### Source data
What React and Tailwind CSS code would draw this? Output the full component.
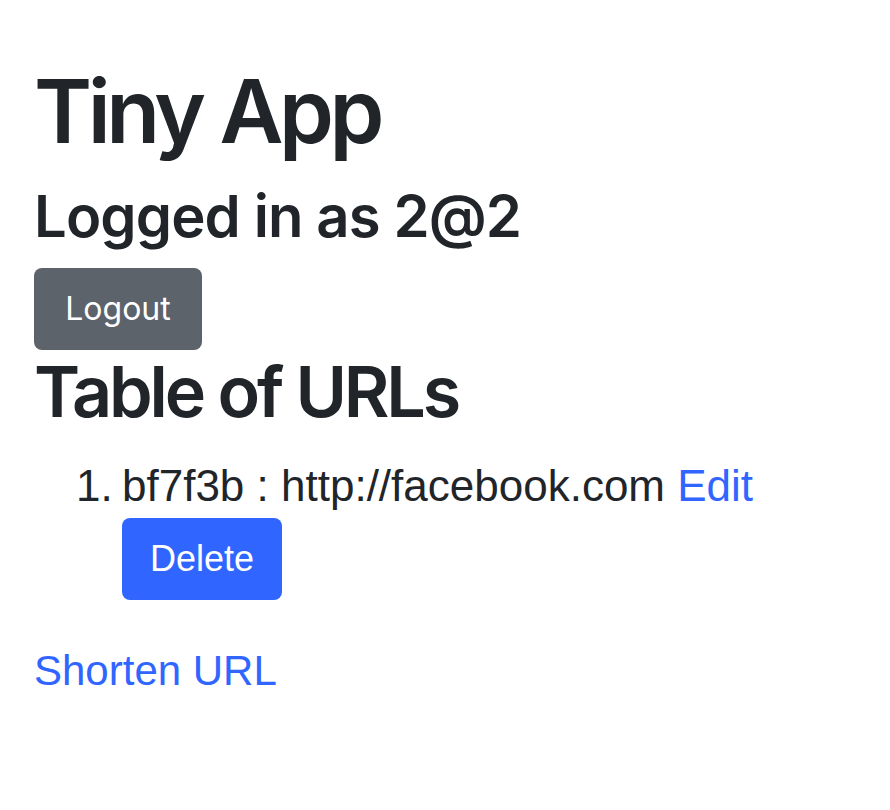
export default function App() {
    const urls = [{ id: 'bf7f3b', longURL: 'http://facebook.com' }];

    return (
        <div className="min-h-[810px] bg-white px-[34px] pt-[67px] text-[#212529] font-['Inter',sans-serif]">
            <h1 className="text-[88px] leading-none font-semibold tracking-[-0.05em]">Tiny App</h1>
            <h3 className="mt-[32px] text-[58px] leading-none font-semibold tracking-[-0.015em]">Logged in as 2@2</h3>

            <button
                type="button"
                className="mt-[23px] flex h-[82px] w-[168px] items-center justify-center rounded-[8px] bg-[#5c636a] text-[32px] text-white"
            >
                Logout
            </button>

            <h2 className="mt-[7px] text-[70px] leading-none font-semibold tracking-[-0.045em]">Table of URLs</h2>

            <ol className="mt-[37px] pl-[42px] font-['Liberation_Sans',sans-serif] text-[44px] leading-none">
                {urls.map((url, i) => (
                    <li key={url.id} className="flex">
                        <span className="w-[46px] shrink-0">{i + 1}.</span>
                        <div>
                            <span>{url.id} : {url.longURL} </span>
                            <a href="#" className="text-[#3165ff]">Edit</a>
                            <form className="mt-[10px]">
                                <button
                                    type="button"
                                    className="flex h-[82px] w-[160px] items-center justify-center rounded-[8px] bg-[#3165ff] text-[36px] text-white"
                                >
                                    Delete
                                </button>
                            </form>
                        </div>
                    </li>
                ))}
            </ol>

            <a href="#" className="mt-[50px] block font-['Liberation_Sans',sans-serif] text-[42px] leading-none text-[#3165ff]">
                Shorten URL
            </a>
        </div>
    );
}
######
◆ **Task details**: Quote, please, every line of the material above from its start through the line that has "in as 2@2</h3>", reproducing the words exactly and dropping any images.

◆ **Exercise output**:
What React and Tailwind CSS code would draw this? Output the full component.
export default function App() {
    const urls = [{ id: 'bf7f3b', longURL: 'http://facebook.com' }];

    return (
        <div className="min-h-[810px] bg-white px-[34px] pt-[67px] text-[#212529] font-['Inter',sans-serif]">
            <h1 className="text-[88px] leading-none font-semibold tracking-[-0.05em]">Tiny App</h1>
            <h3 className="mt-[32px] text-[58px] leading-none font-semibold tracking-[-0.015em]">Logged in as 2@2</h3>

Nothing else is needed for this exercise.